WASHINGTON — U.S. health officials on Tuesday lifted a recommendation that schools close for as much as two weeks whenever a student catches the new flu, a move that reflects growing confidence that the outbreak may be milder than initially feared, despite the death of the first American from the illness.
Parents and teachers should instead watch children for any signs of the flu and keep them out of school for a week at any hint they are getting sick.
Also Tuesday, Texas officials announced the first death of a U.S. citizen from the disease. They said a 33-year-old schoolteacher from Harlingen, near the U.S.-Mexico border. She had not traveled to Mexico recently.
The Texas Department of State Health Services posted on its Web site that she had underlying health conditions and had recently given birth. The only previous U.S. death was of a 21-month-old Mexican toddler who died last week at a Houston hospital. He also was said to have other health problems.
The shift in the school policy will affect thousands of students around the country whose schools closed in the past week in an attempt to stem the spread of the virus. At least 726 schools nationwide that serve more than 480,000 students have closed.
Federal officials said they decided to reverse the previous recommendation because most cases in the United States so far have been relatively mild, a genetic analysis of the virus found no signs it was especially dangerous, and there was a recognition that closing schools could probably do little to prevent its spread.
“When you hear of the difficulties involved — of children dropped at libraries because there’s nowhere for home care, of people who could lose their job because they don’t have sick leave — these factors are really real, and we need to really feel that the public health benefit of that makes it warranted,” said Richard Besser, acting director of the Centers for Disease Control and Prevention.
A week ago, the U.S. Centers for Disease Control and Prevention recommended that schools with at least one confirmed case of H1N1 close for as long as 14 days.
Also Tuesday, Navy spokesman Lt. Sean Robertson told the Associated Press that there are about 50 suspected cases of the virus from crew members on board the USS Dubuque, which is based in San Diego.
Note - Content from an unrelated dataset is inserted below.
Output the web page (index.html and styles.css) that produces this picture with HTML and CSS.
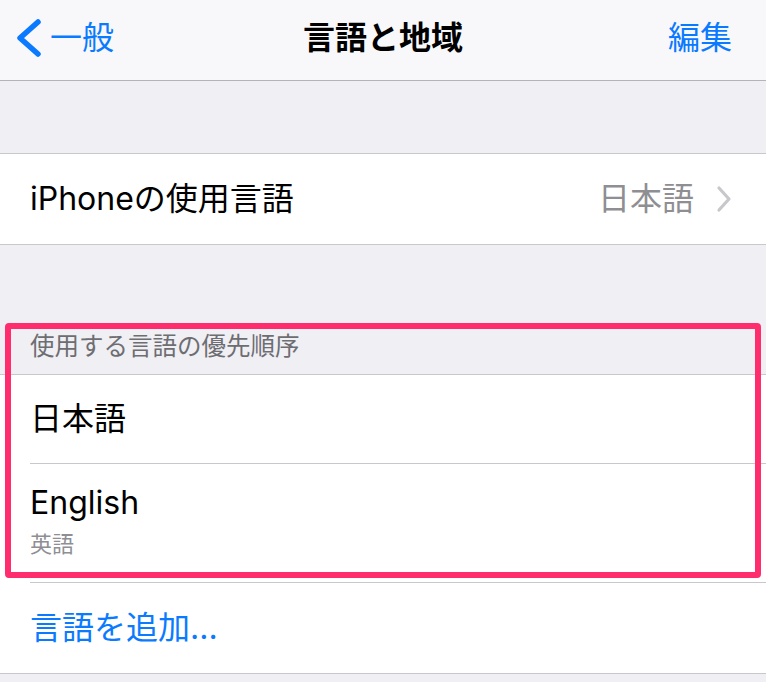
FILE: index.html
```html
<!DOCTYPE html>
<html lang="ja">

<head>
    <meta charset="UTF-8">
    <meta name="viewport" content="width=device-width, initial-scale=1.0">
    <title>言語と地域</title>
    <link rel="stylesheet" href="styles.css">
</head>

<body>
    <!-- ナビゲーションバー -->
    <div class="nav">
        <a class="back" href="javascript:;">
            <svg width="27" height="40" viewBox="0 0 27 40">
                <polyline points="23,4 5,20 23,36" fill="none" stroke="#0a7aff" stroke-width="5.5"
                    stroke-linecap="round" stroke-linejoin="round" />
            </svg>
            <span>一般</span>
        </a>
        <div class="title">言語と地域</div>
        <a class="edit" href="javascript:;">編集</a>
    </div>

    <div class="gap"></div>

    <div class="group">
        <div class="row">
            <span class="label">iPhoneの使用言語</span>
            <span class="value">日本語</span>
            <svg class="chev" width="16" height="28" viewBox="0 0 16 28">
                <polyline points="3,3 13,14 3,25" fill="none" stroke="#c7c7cc" stroke-width="3.2"
                    stroke-linecap="round" stroke-linejoin="round" />
            </svg>
        </div>
    </div>

    <div class="section">
        <div class="head">使用する言語の優先順序</div>
        <div class="group">
            <div class="row lang">日本語</div>
            <div class="row lang two">
                <div class="name">English</div>
                <div class="sub">英語</div>
            </div>
            <div class="row add">言語を追加...</div>
        </div>
        <!-- 赤い枠 -->
        <div class="mark"></div>
    </div>
</body>

</html>
```

FILE: styles.css
```css
html,
body {
    margin: 0;
    padding: 0;
}

body {
    width: 766px;
    height: 682px;
    overflow: hidden;
    background-color: #efeff4;
    font-family: Inter, "Noto Sans CJK JP", sans-serif;
    color: #000;
}

a {
    text-decoration: none;
    color: #0a7aff;
}

.nav {
    display: grid;
    grid-template-columns: 1fr auto 1fr;
    align-items: center;
    height: 80px;
    background-color: #f8f8fa;
    border-bottom: 1px solid #b4b4b8;
    font-size: 32px;
    line-height: 40px;
}

.back {
    display: flex;
    align-items: center;
    padding-left: 15px;
    padding-bottom: 5px;
}

.back svg {
    margin-right: 8px;
}

.title {
    font-weight: bold;
    padding-bottom: 5px;
}

.edit {
    justify-self: end;
    padding-right: 34px;
    padding-bottom: 5px;
}

.gap {
    height: 72px;
}

.group {
    background-color: #fff;
    border-top: 1px solid #c8c7cc;
    border-bottom: 1px solid #c8c7cc;
}

.row {
    display: flex;
    align-items: center;
    height: 90px;
    padding-left: 30px;
    font-size: 32px;
    line-height: 40px;
}

.label {
    flex: 1;
}

.value {
    color: #8e8e93;
    margin-right: 22px;
}

.chev {
    margin-right: 34px;
}

.section {
    position: relative;
}

.head {
    height: 129px;
    box-sizing: border-box;
    padding: 86px 0 0 30px;
    font-size: 24.5px;
    line-height: 30px;
    color: #6d6d72;
}

.group .lang {
    height: 88px;
    padding-left: 0;
    margin-left: 30px;
    border-bottom: 1px solid #c8c7cc;
}

.group .two {
    height: 118px;
    flex-direction: column;
    align-items: flex-start;
    justify-content: flex-start;
}

.name {
    margin-top: 19px;
}

.sub {
    margin-top: 6px;
    font-size: 22px;
    line-height: 30px;
    color: #8e8e93;
}

.add {
    color: #0a7aff;
}

/* 画像に重ねた枠 */
.mark {
    position: absolute;
    left: 5px;
    top: 78px;
    width: 744px;
    height: 243px;
    border: 6px solid #ff2d6e;
    border-radius: 4px;
}
```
Its deployment was canceled.
The number of confirmed cases continued to rise Tuesday, reaching 651 in the United States and about 1,883 worldwide.
Meanwhile, new clues emerged that supports the notion that the virus tends to produce relatively mild illness. A genetic analysis of the virus suggests it probably came into being sometime before mid-September.
If it then started spreading person-to-person, it may have been present throughout the winter in Mexico and may have become visible only at the end of the flu season. The deaths in Mexico would simply be the expected mortality in a huge epidemic of more-or-less normal influenza.
“If this virus has been circulating in Mexico for several months, we can only presume that it wasn’t killing everyone it infected,” said Oliver Pybus, of the University of Oxford, leader of one of four groups of biologists estimating the age of the virus. “It would be very surprising if this was a highly virulent virus that had been spreading since September but wasn’t detected until April.”